11. Add a Plug-In Sconce Where There’s No Wiring

A plug-in wall sconce, with a cord that runs discreetly down to a nearby outlet, gives the look of a hardwired fixture without any electrical work at all. This works particularly well flanking a piece of art or a media console. Budget: $25-40 per sconce.
Use a cord cover channel, sold separately at most hardware stores, to keep the visible cord looking intentional rather than makeshift.
12. Layer a Smaller Rug Over an Existing One

If the current rug is too small for the furniture arrangement but buying a new larger one isn’t in the budget, layering a smaller patterned or textured rug partially on top of the existing one adds visual interest and makes the floor plan look more deliberate. Budget: $0-40 depending on whether a second rug is already on hand.
Use rug tape or a thin non-slip pad between the layers so the top rug doesn’t shift underfoot.
13. Edit the Bookshelf by Color or Height

A bookshelf with books and objects arranged randomly reads as cluttered no matter how nice the individual pieces are. Spending one afternoon regrouping books by color, height, or a mix of vertical and horizontal stacks turns the same exact items into something that looks styled. Budget: free.
Leave a few empty pockets of negative space between groupings rather than filling every inch of every shelf.
14. Add Felt Pads Under Every Furniture Leg

Beyond protecting the floor, felt pads under furniture legs let pieces glide smoothly when nudged into a better position, which makes it far more likely that furniture actually gets rearranged when the room needs a refresh instead of staying put because moving it feels like a hassle. Budget: $5-10 for a multi-pack of felt pads.
Choose a pad size that fully covers the furniture leg’s base, since an undersized pad won’t prevent scratching or provide the same gliding benefit.
15. Combine Several of These Into One Weekend Pass

None of these changes takes more than an hour individually, which means a single free Saturday can realistically cover the furniture repositioning, bulb swap, baseboard touch-up, and decor edit all at once. Doing them together, rather than one at a time over months, makes the cumulative difference much more noticeable right away.

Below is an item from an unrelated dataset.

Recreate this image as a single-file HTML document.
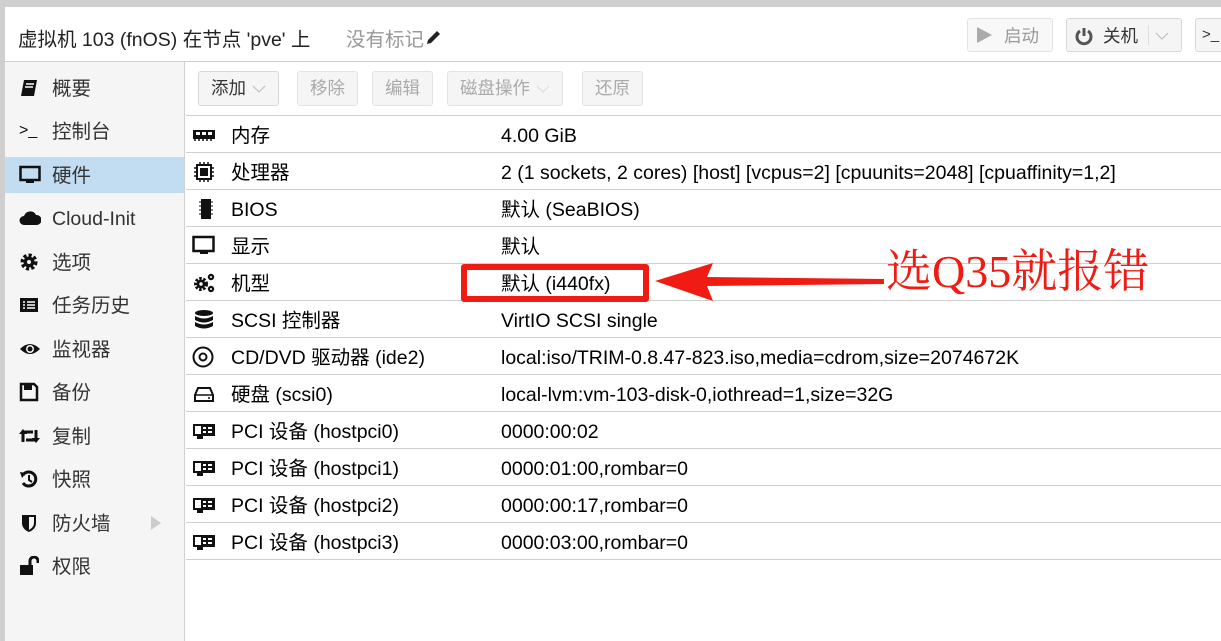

Budget: $50-100 total for a combined pass covering most of the ideas above.
Take a few “before” photos before starting; it’s easy to forget how much a room has changed once you’re looking at it daily.
Choosing Your Approach
If you have twenty minutes: outlet covers (idea 2), felt pads (idea 14), or removing a few decorative objects (idea 7).
If you have an afternoon: the bulb swap (idea 6), baseboard touch-up (idea 9), or a bookshelf edit (idea 13).
If you have a full free day: combine several into one pass (idea 15) and treat it as a genuine, if budget-free, room refresh.
The common thread across all of these is that none of them require buying new furniture. A room’s bones, light, and arrangement usually matter more than its objects, and all three of those can change for the cost of a few hardware store trips.